[Records with interface code]
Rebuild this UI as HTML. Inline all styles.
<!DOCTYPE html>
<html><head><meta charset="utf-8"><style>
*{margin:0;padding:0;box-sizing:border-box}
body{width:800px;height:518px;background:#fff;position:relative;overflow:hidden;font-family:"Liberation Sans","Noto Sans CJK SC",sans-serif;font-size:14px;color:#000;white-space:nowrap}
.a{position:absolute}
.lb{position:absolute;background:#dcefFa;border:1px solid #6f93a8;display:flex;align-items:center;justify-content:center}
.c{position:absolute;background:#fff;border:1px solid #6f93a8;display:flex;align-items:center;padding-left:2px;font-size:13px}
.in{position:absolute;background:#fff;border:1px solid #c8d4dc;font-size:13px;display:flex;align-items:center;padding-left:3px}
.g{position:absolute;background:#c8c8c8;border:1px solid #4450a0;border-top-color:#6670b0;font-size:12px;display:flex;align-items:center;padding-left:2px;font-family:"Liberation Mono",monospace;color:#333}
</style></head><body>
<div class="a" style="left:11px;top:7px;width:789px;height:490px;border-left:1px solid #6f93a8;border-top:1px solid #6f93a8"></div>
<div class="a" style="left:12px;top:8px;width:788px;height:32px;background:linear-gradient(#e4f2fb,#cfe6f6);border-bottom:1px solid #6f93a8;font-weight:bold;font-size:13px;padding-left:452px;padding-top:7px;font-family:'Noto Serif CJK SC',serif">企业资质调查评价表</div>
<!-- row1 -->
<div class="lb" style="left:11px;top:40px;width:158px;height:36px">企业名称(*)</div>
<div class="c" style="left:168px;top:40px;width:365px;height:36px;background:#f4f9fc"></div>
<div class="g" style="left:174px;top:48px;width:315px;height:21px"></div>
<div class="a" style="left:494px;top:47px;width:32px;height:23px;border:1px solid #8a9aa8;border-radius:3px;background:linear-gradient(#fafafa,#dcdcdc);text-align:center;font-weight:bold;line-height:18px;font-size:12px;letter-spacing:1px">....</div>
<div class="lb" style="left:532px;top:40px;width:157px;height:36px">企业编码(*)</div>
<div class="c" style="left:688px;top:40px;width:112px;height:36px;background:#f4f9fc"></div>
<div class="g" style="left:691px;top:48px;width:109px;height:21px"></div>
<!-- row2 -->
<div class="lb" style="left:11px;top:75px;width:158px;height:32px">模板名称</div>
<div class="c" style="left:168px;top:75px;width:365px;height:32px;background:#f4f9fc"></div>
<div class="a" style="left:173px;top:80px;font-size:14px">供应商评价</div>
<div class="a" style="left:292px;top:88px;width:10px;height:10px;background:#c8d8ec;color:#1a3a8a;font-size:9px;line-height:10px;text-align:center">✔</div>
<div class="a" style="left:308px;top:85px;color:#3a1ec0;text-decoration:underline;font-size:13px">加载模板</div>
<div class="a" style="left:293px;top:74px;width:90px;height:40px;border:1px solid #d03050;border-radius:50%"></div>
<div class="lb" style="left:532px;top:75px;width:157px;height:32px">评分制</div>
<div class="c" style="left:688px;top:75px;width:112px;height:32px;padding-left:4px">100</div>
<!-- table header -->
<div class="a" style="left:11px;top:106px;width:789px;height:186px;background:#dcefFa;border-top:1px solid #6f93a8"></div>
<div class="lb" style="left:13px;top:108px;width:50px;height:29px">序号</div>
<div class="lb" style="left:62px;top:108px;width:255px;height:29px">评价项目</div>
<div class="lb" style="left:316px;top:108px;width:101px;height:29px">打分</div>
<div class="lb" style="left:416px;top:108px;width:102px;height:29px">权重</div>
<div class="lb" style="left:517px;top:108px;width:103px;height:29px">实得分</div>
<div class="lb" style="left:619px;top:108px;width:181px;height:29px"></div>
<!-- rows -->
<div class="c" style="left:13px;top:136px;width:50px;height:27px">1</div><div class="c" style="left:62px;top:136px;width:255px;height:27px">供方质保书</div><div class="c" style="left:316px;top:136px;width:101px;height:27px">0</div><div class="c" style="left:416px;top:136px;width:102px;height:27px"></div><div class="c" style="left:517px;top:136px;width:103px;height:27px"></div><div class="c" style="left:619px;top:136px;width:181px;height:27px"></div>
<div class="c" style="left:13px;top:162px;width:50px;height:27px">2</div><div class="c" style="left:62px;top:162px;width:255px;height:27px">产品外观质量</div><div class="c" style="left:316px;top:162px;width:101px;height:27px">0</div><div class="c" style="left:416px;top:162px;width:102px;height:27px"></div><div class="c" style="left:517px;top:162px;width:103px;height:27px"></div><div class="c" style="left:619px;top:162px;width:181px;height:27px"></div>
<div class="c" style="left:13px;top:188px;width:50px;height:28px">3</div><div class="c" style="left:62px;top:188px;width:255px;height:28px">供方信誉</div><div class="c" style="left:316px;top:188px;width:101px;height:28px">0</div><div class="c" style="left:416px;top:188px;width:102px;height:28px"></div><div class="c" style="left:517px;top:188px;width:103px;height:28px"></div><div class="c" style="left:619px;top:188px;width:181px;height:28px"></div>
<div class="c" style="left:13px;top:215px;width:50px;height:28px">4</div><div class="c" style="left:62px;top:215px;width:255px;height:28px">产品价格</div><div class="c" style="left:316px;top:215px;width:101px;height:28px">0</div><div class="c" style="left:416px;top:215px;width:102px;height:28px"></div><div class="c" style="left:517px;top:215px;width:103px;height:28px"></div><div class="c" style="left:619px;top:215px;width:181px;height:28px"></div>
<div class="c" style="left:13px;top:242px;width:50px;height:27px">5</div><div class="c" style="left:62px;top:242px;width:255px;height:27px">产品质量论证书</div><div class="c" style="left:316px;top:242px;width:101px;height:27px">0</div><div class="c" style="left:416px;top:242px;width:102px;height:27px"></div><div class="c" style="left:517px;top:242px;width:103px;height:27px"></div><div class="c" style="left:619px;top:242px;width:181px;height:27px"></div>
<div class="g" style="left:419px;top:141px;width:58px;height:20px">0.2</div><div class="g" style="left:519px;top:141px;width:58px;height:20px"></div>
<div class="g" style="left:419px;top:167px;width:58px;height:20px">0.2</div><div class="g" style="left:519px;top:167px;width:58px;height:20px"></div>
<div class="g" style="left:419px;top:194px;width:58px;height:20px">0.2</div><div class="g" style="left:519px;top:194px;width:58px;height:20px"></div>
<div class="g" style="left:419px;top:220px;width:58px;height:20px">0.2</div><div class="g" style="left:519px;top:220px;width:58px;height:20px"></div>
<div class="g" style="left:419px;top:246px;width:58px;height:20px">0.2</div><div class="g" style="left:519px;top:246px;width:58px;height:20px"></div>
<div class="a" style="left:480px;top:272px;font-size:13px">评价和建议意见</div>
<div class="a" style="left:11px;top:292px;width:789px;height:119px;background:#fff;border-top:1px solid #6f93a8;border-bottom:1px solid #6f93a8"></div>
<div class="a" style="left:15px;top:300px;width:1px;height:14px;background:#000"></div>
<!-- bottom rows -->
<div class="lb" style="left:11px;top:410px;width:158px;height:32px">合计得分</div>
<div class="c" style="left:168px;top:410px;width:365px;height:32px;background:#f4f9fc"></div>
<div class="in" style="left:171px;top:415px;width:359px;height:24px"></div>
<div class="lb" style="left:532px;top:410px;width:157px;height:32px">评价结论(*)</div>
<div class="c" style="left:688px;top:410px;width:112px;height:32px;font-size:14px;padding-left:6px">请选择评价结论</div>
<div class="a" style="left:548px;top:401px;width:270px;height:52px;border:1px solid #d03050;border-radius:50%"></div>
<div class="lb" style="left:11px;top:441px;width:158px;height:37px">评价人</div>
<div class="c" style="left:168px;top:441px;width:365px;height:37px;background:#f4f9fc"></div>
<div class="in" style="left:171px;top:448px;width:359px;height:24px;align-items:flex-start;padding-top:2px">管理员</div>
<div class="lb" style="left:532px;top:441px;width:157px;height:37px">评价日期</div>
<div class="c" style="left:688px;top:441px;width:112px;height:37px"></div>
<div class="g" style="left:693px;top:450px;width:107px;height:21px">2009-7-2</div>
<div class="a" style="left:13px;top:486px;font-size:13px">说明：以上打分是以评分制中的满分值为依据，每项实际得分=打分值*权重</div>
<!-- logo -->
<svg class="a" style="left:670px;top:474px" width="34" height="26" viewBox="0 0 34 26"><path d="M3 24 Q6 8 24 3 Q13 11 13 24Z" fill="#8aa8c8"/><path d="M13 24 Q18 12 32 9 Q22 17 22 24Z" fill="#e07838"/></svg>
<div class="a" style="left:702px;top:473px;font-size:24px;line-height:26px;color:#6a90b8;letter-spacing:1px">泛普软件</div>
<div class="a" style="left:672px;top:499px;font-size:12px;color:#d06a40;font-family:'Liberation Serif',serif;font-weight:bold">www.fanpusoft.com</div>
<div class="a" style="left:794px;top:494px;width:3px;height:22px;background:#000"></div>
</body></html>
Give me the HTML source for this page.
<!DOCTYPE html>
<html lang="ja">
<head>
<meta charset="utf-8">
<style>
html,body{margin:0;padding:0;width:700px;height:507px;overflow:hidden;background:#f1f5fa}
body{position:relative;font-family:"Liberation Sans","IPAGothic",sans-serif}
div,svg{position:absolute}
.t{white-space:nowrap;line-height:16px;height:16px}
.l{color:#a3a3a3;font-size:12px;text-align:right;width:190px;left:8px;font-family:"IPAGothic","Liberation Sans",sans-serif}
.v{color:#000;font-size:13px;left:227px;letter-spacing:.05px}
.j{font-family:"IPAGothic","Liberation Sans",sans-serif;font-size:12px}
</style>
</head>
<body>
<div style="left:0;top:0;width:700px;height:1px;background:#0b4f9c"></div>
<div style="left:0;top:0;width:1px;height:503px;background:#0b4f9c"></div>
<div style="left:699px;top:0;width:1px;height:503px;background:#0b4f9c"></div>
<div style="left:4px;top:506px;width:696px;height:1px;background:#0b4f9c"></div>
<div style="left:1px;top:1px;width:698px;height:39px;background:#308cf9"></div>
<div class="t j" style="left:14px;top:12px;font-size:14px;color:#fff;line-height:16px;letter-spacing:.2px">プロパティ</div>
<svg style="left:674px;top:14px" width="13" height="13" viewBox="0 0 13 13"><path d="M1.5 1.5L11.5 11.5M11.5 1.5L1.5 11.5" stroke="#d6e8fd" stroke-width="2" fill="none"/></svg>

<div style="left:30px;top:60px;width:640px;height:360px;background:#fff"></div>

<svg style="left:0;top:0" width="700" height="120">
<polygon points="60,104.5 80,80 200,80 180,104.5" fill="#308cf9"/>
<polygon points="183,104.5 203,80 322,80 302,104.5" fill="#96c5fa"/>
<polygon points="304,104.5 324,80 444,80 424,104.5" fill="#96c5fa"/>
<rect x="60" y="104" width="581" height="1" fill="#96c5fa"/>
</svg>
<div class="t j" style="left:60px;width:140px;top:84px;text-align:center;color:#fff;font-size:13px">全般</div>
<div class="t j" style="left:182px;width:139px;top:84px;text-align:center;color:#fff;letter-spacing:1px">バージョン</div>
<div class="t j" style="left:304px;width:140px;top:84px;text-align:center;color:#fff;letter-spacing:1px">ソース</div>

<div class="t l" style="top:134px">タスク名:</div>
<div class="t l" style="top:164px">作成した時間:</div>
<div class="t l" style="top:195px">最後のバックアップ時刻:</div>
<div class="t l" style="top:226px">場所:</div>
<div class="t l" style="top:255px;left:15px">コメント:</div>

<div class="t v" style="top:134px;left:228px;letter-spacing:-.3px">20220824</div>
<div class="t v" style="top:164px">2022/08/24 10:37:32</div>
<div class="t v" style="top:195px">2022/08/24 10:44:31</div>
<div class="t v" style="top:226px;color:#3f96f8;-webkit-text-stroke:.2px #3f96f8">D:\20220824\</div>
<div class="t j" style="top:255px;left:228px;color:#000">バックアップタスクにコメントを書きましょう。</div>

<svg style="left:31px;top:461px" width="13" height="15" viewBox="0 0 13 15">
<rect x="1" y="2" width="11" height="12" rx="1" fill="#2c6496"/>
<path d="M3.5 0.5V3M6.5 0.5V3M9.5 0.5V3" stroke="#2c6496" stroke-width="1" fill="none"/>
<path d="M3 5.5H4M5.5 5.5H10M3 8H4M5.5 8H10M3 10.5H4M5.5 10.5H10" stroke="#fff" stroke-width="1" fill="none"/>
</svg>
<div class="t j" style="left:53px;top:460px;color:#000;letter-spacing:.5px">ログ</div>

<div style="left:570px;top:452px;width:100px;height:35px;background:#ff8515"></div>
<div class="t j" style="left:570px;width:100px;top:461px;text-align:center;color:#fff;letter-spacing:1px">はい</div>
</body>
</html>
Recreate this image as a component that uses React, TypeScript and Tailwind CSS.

Exercise task
Return, from the data, each line that has the word "this" in it.

In response
Rebuild this UI as HTML. Inline all styles.
Give me the HTML source for this page.
Recreate this image as a component that uses React, TypeScript and Tailwind CSS.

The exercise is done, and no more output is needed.